What this task involves: Lines containing the string "with" are to be collected in full.

Source data:
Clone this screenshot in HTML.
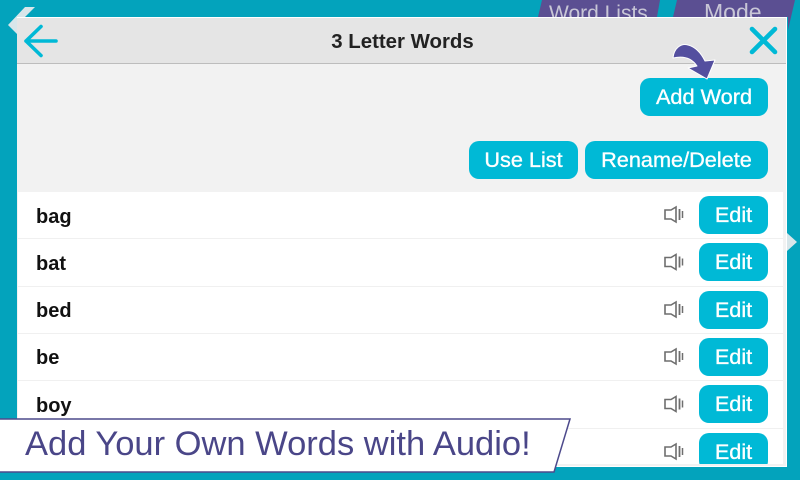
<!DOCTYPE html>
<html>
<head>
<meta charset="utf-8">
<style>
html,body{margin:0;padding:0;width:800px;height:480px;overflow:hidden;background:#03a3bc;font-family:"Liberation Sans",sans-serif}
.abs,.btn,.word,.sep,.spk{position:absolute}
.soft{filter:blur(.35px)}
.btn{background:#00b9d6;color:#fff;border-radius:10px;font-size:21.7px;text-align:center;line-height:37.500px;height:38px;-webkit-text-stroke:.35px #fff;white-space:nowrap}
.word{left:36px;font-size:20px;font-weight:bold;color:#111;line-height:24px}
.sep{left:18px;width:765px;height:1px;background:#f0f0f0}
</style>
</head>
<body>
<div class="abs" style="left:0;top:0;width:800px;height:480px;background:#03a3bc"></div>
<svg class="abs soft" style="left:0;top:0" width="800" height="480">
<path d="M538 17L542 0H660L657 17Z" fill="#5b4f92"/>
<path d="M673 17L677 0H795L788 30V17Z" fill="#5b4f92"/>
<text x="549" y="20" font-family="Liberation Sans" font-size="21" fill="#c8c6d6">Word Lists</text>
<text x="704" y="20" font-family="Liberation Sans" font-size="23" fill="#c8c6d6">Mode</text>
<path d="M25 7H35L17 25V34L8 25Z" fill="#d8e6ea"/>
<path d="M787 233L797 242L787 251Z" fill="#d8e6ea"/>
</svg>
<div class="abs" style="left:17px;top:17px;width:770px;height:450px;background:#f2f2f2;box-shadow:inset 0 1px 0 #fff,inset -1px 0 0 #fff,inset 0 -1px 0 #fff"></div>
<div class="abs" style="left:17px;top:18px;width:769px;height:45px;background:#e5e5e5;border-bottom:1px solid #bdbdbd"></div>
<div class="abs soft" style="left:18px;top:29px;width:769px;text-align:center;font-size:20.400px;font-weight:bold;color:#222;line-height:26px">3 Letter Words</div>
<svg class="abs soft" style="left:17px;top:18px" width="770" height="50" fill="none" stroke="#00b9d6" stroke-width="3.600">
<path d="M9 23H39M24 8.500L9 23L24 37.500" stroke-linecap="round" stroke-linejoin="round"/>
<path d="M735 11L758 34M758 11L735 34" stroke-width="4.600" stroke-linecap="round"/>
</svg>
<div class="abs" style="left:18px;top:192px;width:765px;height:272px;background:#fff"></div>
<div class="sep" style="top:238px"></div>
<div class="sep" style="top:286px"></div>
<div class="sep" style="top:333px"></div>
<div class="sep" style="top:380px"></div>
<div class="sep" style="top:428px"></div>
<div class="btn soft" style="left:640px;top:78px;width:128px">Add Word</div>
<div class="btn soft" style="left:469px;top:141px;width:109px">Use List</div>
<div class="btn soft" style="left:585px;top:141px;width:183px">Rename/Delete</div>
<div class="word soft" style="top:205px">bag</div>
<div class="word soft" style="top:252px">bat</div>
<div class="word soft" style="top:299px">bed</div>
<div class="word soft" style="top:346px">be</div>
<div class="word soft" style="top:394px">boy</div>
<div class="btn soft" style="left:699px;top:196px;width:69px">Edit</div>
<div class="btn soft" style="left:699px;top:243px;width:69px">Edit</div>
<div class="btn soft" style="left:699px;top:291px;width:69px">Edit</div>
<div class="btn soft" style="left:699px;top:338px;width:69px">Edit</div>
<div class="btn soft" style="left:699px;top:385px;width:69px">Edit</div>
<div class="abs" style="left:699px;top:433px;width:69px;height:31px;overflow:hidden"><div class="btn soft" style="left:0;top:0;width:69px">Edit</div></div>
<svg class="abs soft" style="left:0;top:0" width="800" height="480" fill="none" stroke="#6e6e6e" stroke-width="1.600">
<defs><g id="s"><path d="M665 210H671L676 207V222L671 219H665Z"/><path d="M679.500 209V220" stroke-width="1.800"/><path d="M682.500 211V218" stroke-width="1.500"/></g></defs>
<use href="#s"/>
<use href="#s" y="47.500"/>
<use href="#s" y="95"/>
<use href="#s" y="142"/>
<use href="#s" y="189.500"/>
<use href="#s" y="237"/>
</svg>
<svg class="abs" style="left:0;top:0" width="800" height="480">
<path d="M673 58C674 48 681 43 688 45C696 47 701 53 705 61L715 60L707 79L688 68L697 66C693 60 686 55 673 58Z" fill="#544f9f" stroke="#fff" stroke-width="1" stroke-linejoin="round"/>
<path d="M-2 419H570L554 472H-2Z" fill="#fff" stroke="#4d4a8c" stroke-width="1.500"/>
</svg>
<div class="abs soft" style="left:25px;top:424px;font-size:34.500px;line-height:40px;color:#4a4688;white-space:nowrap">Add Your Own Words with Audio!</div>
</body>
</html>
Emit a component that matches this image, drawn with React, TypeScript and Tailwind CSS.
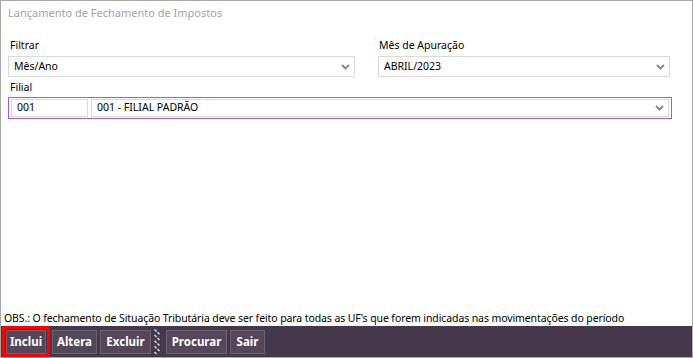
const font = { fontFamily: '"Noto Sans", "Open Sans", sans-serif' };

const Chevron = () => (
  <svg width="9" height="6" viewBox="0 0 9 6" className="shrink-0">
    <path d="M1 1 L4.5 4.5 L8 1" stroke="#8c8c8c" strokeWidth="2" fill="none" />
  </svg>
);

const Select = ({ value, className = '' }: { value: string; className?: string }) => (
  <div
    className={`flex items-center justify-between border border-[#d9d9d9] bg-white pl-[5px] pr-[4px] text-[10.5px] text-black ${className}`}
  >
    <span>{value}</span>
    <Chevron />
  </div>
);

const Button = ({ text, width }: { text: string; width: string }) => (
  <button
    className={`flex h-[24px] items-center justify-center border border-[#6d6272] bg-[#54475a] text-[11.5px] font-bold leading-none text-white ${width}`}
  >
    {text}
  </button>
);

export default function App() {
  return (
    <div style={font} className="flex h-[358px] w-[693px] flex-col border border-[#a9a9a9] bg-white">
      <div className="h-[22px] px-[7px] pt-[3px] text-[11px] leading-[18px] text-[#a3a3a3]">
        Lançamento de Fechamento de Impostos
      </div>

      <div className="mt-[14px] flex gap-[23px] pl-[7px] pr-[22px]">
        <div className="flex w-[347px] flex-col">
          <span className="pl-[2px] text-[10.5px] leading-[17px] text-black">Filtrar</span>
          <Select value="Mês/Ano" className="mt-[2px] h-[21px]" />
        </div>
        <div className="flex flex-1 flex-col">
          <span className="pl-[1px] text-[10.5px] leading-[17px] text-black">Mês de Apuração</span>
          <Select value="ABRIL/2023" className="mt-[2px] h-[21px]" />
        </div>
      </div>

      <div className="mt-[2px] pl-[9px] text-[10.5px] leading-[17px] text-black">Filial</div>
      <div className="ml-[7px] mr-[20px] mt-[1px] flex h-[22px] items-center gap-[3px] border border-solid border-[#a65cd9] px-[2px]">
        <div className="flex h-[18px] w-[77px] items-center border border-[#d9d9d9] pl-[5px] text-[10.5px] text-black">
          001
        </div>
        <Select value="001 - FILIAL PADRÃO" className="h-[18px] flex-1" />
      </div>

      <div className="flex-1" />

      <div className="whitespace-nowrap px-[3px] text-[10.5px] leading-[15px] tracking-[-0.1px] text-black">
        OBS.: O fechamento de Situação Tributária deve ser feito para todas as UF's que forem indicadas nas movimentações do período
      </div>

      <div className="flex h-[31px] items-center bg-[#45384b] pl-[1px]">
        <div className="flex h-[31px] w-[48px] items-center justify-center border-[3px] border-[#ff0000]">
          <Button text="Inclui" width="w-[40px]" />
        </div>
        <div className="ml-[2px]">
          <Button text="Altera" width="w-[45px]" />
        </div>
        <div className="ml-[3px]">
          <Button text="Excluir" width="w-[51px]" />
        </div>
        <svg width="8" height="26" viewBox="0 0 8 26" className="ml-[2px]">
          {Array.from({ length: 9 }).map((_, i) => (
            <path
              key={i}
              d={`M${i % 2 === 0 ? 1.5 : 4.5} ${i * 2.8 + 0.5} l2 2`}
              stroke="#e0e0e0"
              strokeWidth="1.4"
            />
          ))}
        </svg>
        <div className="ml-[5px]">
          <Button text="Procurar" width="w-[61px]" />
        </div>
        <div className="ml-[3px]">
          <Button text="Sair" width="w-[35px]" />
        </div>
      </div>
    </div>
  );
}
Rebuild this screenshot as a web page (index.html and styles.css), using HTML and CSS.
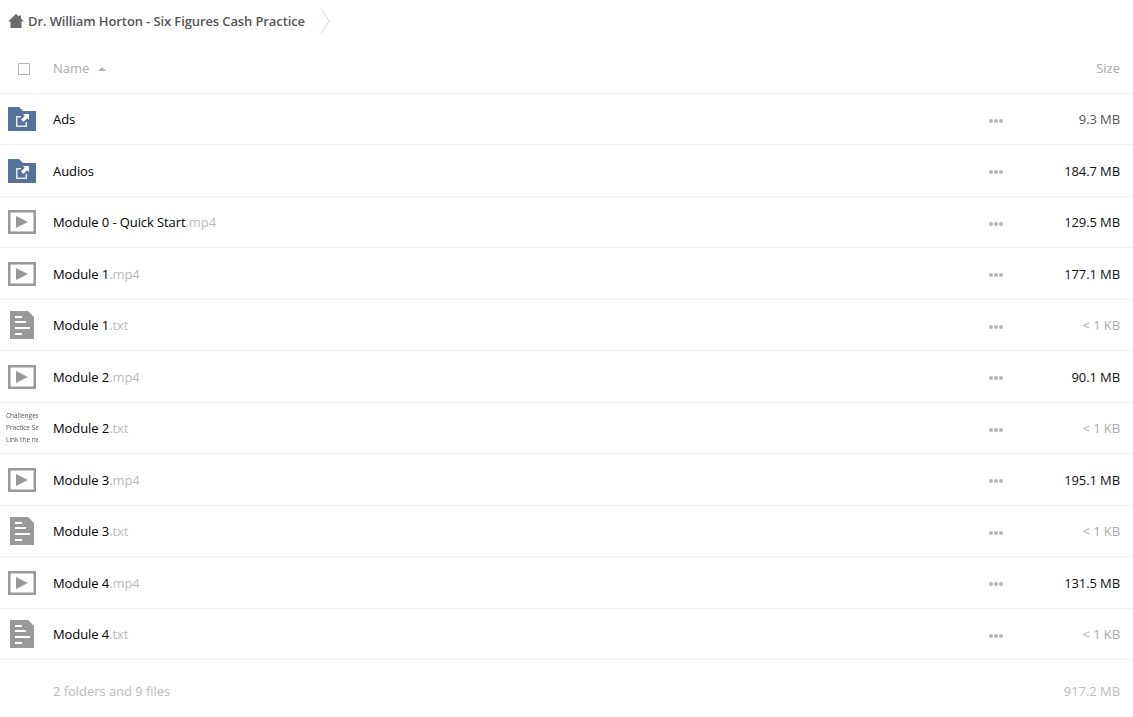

Expected output:
<div class="abs soft" style="left:25px;top:424px;font-size:34.500px;line-height:40px;color:#4a4688;white-space:nowrap">Add Your Own Words with Audio!</div>
Emit a component that matches this image, drawn with React, TypeScript and Tailwind CSS.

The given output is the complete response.